Functional relationship
How do we uncover the relationship?
The regression of Y (DV) on X (IV) corresponds to the line that gives the mean value of Y corresponding to each possible value of X
\(E(Y|X)\)
“Our best guess” regardless of whether our model includes categories or continuous predictor variables
There are two ways to think about our regression equation. They’re similar to each other, but they produce different outputs.
\[Y_i = b_{0} + b_{1}X_i +e_i\]
\[\hat{Y_i} = b_{0} + b_{1}X_i\]
The first is the equation that represents how each observed outcome \((Y_i)\) is calculated. This observed value is the sum of some constant \((b_0)\), the weighted \((b_1)\) observed values of the predictors \((X_i)\) and error \((e_i)\) that cannot be covered by the observed data.
\[Y_i = b_{0} + b_{1}X_i + e_i\]
\[\hat{Y_i} = b_{0} + b_{1}X_i\]
The second is the equation that represents our expected or fitted value of the outcome \((\hat{Y_i})\), sometimes referred to as the “predicted value.” This expected value is the sum of some constant \((b_0)\), the weighted \((b_1)\) observed values of the predictors \((X_i)\).
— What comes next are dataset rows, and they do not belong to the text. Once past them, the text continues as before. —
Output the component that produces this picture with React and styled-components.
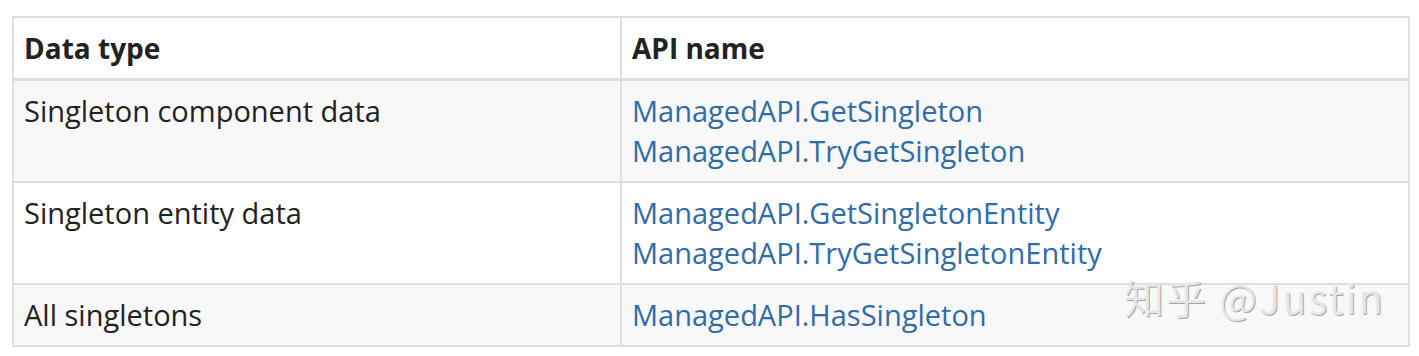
import React from "react";
import styled, { createGlobalStyle } from "styled-components";

const Global = createGlobalStyle`
  html, body { margin: 0; padding: 0; background: #fff; }
  body { font-family: "Open Sans", "Noto Sans", sans-serif; }
`;

const Page = styled.div`
  position: relative;
  padding: 16px 9px 0 12px;
  width: 1419px;
  height: 356px;
  box-sizing: border-box;
`;

const Table = styled.table`
  width: 1398px;
  border-collapse: collapse;
  border: 2px solid #dedede;
  font-size: 29px;
  color: #222;
`;

const HeadCell = styled.th`
  text-align: left;
  font-weight: 700;
  font-size: 28px;
  height: 60px;
  padding: 0 10px;
  border-left: 2px solid #dedede;
  border-bottom: 3px solid #dedede;
  vertical-align: middle;
  &:first-child { border-left: none; width: 586px; }
`;

const Row = styled.tr`
  background: ${(p) => (p.$striped ? "#f8f8f8" : "#fff")};
  border-bottom: 2px solid #dedede;
`;

const Cell = styled.td`
  padding: 10px 10px;
  line-height: 40px;
  vertical-align: top;
  border-left: 2px solid #dedede;
  &:first-child { border-left: none; }
`;

const ApiLink = styled.a`
  display: block;
  color: #2f6ca8;
  text-decoration: none;
`;

const Watermark = styled.div`
  position: absolute;
  left: 1124px;
  top: 268px;
  font-family: "Noto Sans CJK SC", "Noto Sans", sans-serif;
  font-size: 40px;
  color: rgba(236, 236, 236, 0.92);
  text-shadow: 1px 1px 0 rgba(110, 110, 110, 0.6);
  letter-spacing: 2px;
  pointer-events: none;
`;

const rows = [
  { type: "Singleton component data", apis: ["ManagedAPI.GetSingleton", "ManagedAPI.TryGetSingleton"] },
  { type: "Singleton entity data", apis: ["ManagedAPI.GetSingletonEntity", "ManagedAPI.TryGetSingletonEntity"] },
  { type: "All singletons", apis: ["ManagedAPI.HasSingleton"] },
];

export default function App() {
  return (
    <Page>
      <Global />
      <Table>
        <thead>
          <tr>
            <HeadCell>Data type</HeadCell>
            <HeadCell>API name</HeadCell>
          </tr>
        </thead>
        <tbody>
          {rows.map((r, i) => (
            <Row key={r.type} $striped={i % 2 === 0}>
              <Cell>{r.type}</Cell>
              <Cell>
                {r.apis.map((a) => (
                  <ApiLink key={a} href="#">{a}</ApiLink>
                ))}
              </Cell>
            </Row>
          ))}
        </tbody>
      </Table>
      <Watermark>知乎 @Justin</Watermark>
    </Page>
  );
}
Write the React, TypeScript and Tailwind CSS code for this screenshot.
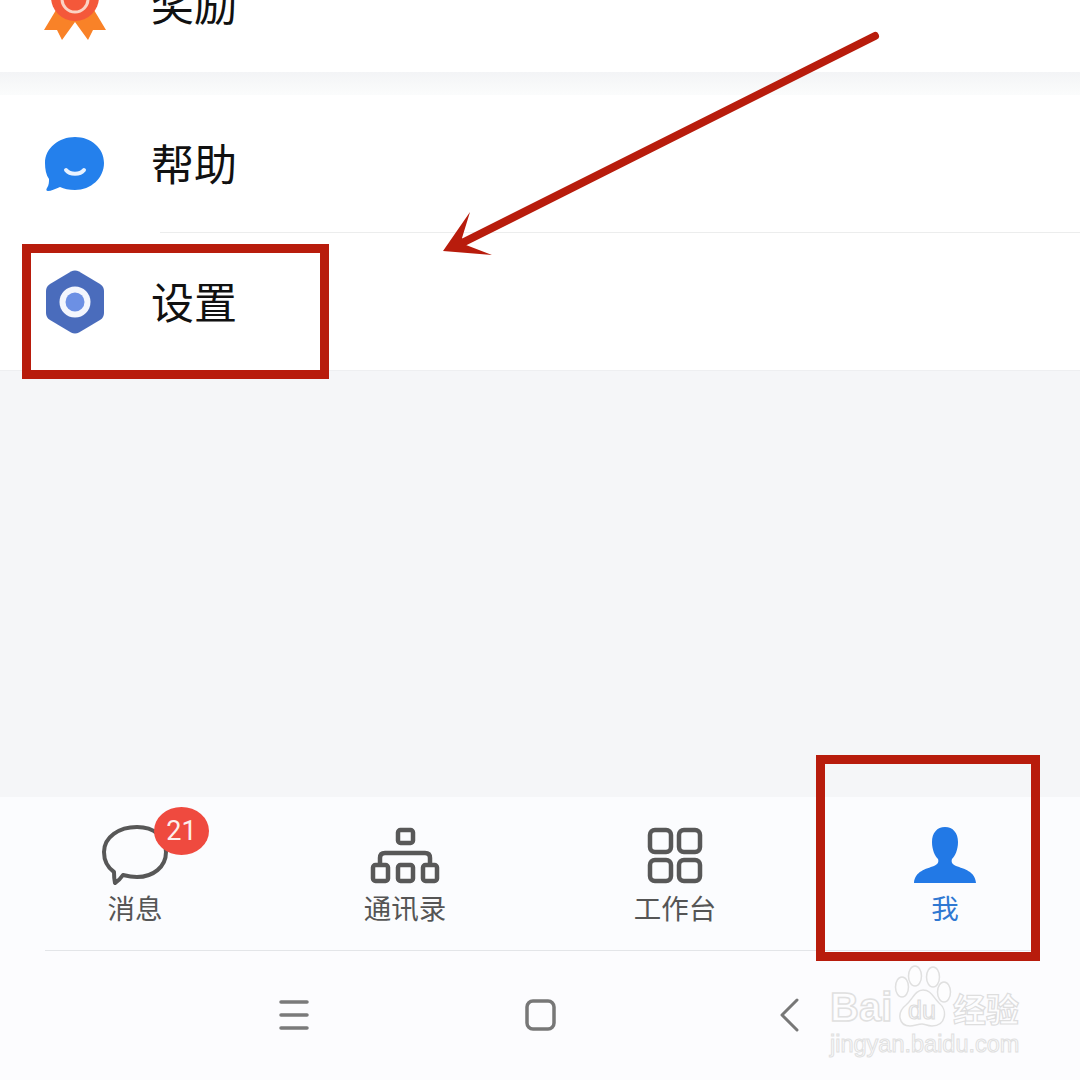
const CJK = "font-['Noto_Sans_CJK_SC','Noto_Sans',sans-serif]";

function Ribbon() {
  return (
    <svg width="62" height="72" viewBox="0 0 62 72">
      <path d="M0 62 L12 42 L50 42 L62 62 L49 62 L44 72 L31 54 L18 72 L13 62 Z" fill="#f98228" />
      <circle cx="31" cy="29" r="24" fill="#f4583a" />
      <circle cx="31" cy="31" r="13" fill="none" stroke="#fbd3c4" strokeWidth="3" />
    </svg>
  );
}

function Bubble() {
  return (
    <svg width="62" height="56" viewBox="0 0 62 56">
      <path d="M31 1 C47 1 60 12 60 27 C60 42 47 54 31 54 C25 54 20 53 16 51 C11 53 7 55 4 55 C2 55 2 53 3 52 C5 49 5 46 5 43 C2 39 1 33 1 27 C1 12 15 1 31 1 Z" fill="#2480ec" />
      <path d="M22 34 C26 39 36 39 40 34" fill="none" stroke="#e8f2ff" strokeWidth="4" strokeLinecap="round" />
    </svg>
  );
}

function Hex() {
  return (
    <svg width="62" height="66" viewBox="0 0 62 66">
      <path d="M27 2.5 Q31 0.5 35 2.5 L56 15 Q60 17.5 60 22 L60 44 Q60 48.5 56 51 L35 63.5 Q31 65.5 27 63.5 L6 51 Q2 48.5 2 44 L2 22 Q2 17.5 6 15 Z" fill="#4a6cbc" />
      <circle cx="31" cy="33" r="15.5" fill="#f3f6fd" />
      <circle cx="31" cy="33" r="9.5" fill="#6c90e4" />
    </svg>
  );
}

function Row({ icon, label, className = "" }: { icon: React.ReactNode; label: string; className?: string }) {
  return (
    <div className={`h-[137px] bg-white flex items-center pl-[44px] ${className}`}>
      <div className="w-[62px] flex items-center justify-center shrink-0">{icon}</div>
      <span className={`ml-[45px] pb-[2px] text-[43px] leading-none text-[#111] ${CJK}`}>{label}</span>
    </div>
  );
}

function Tab({ icon, label, active, badge }: { icon: React.ReactNode; label: string; active?: boolean; badge?: string }) {
  return (
    <div className="flex flex-col items-center pt-[28px]">
      <div className="relative h-[60px] w-[72px] flex items-center justify-center">
        {icon}
        {badge && (
          <span className="absolute left-[55px] top-[-18px] w-[55px] h-[48px] rounded-[50%] bg-[#ef4a3f] text-[#fdeeec] text-[27px] leading-[48px] text-center font-['Roboto',sans-serif]">
            {badge}
          </span>
        )}
      </div>
      <span className={`mt-[4px] text-[27.5px] leading-[36px] ${CJK} ${active ? "text-[#2f78d2]" : "text-[#555]"}`}>{label}</span>
    </div>
  );
}

export default function App() {
  return (
    <div className="relative w-[1080px] h-[1080px] overflow-hidden bg-[#f5f6f8] flex flex-col">
      <div className="-mt-[65px] shrink-0">
        <Row icon={<Ribbon />} label="奖励" />
      </div>
      <div className="h-[23px] shrink-0 bg-gradient-to-b from-[#f3f4f6] to-[#fbfcfc]" />
      <Row icon={<Bubble />} label="帮助" className="shrink-0" />
      <div className="h-px shrink-0 bg-white">
        <div className="ml-[160px] h-px bg-[#eceded]" />
      </div>
      <Row icon={<Hex />} label="设置" className="shrink-0" />
      <div className="h-px shrink-0 bg-[#eeeff1]" />
      <div className="flex-1" />

      <div className="h-[153px] shrink-0 bg-[#fbfcfe] grid grid-cols-4">
        <Tab
          label="消息"
          badge="21"
          icon={
            <svg width="72" height="60" viewBox="0 0 72 60">
              <path d="M38 2 C55 2 67 12 67 27 C67 42 54 52 38 52 C33 52 28 51 24 50 C22 53 19 56 16 58 C15 54 15 51 15 47 C8 42 5 35 5 27 C5 12 20 2 38 2 Z" fill="none" stroke="#575757" strokeWidth="4" strokeLinejoin="round" />
            </svg>
          }
        />
        <Tab
          label="通讯录"
          icon={
            <svg width="72" height="60" viewBox="0 0 72 60" fill="none" stroke="#585858" strokeWidth="4.5" strokeLinejoin="round">
              <rect x="29" y="5" width="15" height="13" rx="2.5" />
              <path d="M11 38 V33 Q11 28 16 28 H56 Q61 28 61 33 V38" strokeLinecap="round" />
              <rect x="4" y="40" width="15" height="16" rx="2.5" />
              <rect x="29" y="40" width="15" height="16" rx="2.5" />
              <rect x="54" y="40" width="14" height="16" rx="2.5" />
            </svg>
          }
        />
        <Tab
          label="工作台"
          icon={
            <svg width="72" height="60" viewBox="0 0 72 60" fill="none" stroke="#585858" strokeWidth="4.5">
              <rect x="11" y="5" width="21" height="22" rx="5" />
              <rect x="40" y="5" width="21" height="22" rx="5" />
              <rect x="11" y="35" width="21" height="21" rx="5" />
              <rect x="40" y="35" width="21" height="21" rx="5" />
            </svg>
          }
        />
        <Tab
          label="我"
          active
          icon={
            <svg width="72" height="60" viewBox="0 0 72 60">
              <path d="M36 2 C44 2 49 8 49 17 C49 25 46 31 43 34 C42 37 43 39 47 41 C55 44 66 46 67 58 L5 58 C6 46 17 44 25 41 C29 39 30 37 29 34 C26 31 23 25 23 17 C23 8 28 2 36 2 Z" fill="#2279e6" />
            </svg>
          }
        />
      </div>

      <div className="h-[130px] shrink-0 bg-[#fcfcfe]">
        <div className="mx-[45px] h-px bg-[#e3e5e8]" />
        <div className="flex items-center h-[129px] pl-[279px] pb-[1px]">
          <svg width="30" height="30" viewBox="0 0 30 30" stroke="#7a7a7a" strokeWidth="3.5" strokeLinecap="round">
            <path d="M2 2 H28 M2 15 H28 M2 28 H28" />
          </svg>
          <svg className="ml-[216px]" width="31" height="32" viewBox="0 0 31 32" fill="none" stroke="#777" strokeWidth="3.5">
            <rect x="2" y="2" width="27" height="28" rx="6" />
          </svg>
          <svg className="ml-[223px]" width="20" height="34" viewBox="0 0 20 34" fill="none" stroke="#777" strokeWidth="3" strokeLinecap="round" strokeLinejoin="round">
            <path d="M18 2 L3 17 L18 32" />
          </svg>
        </div>
      </div>

      {/* Annotations */}
      <div className="absolute left-[22px] top-[244px] w-[307px] h-[135px] border-[9px] border-[#b81c0c]" />
      <div className="absolute left-[816px] top-[755px] w-[224px] h-[206px] border-[9px] border-[#b81c0c]" />
      <svg className="absolute left-0 top-0 pointer-events-none" width="1080" height="300" viewBox="0 0 1080 300">
        <path d="M875 36 L462 243" stroke="#b81c0c" strokeWidth="8" strokeLinecap="round" fill="none" />
        <path d="M443 251 L470 212 L462 238 L466 245 L492 255 Z" fill="#b81c0c" />
      </svg>

      {/* Watermark */}
      <div className="absolute left-[830px] top-[979px] text-[40px] leading-[56px] font-bold text-[#fdfdfe] [-webkit-text-stroke:1.5px_#e0e0e0] font-['Liberation_Sans',sans-serif]">
        Bai
      </div>
      <svg className="absolute left-[893px] top-[963px]" width="60" height="66" viewBox="0 0 60 66" fill="#fdfdfe" stroke="#e0e0e0" strokeWidth="1.5">
        <ellipse cx="9" cy="24" rx="6.5" ry="10" />
        <ellipse cx="22" cy="13" rx="6.5" ry="10" />
        <ellipse cx="40" cy="14" rx="6.5" ry="10" />
        <ellipse cx="51" cy="29" rx="6.5" ry="10" />
        <path d="M30 27 C38 27 40 34 46 40 C55 47 53 63 39 63 C34 63 32 61 29 61 C25 61 21 63 17 63 C6 63 3 50 13 42 C20 36 22 27 30 27 Z" />
      </svg>
      <div className="absolute left-[908px] top-[996px] text-[25px] leading-[28px] text-[#fdfdfe] [-webkit-text-stroke:1.2px_#dcdcdc] font-['Liberation_Sans',sans-serif]">
        du
      </div>
      <div className={`absolute left-[953px] top-[986px] text-[33px] leading-[44px] font-bold text-[#fdfdfe] [-webkit-text-stroke:1.2px_#dedede] ${CJK}`}>
        经验
      </div>
      <div className="absolute left-[830px] top-[1031px] text-[23.5px] leading-[26px] text-[#fdfdfe] [-webkit-text-stroke:1px_#e0e0e0] font-['Liberation_Sans',sans-serif]">
        jingyan.baidu.com
      </div>
    </div>
  );
}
Note that \(Y_i - \hat{Y_i} = e_i\).
How do we find the regression estimates?
Ordinary Least Squares (OLS) estimation
Minimizes deviations
Other estimation procedures possible (and necessary in some cases)
\[\Large Y_i = b_{0} + b_{1}X_i +e_i\] \[\Large \hat{Y_i} = b_{0} + b_{1}X_i\] \[\Large Y_i = \hat{Y_i} + e_i\] \[\Large e_i = Y_i - \hat{Y_i}\]
The line that yields the smallest sum of squared deviations
\[\Sigma(Y_i - \hat{Y_i})^2\] \[= \Sigma(Y_i - (b_0+b_{1}X_i))^2\] \[= \Sigma(e_i)^2\]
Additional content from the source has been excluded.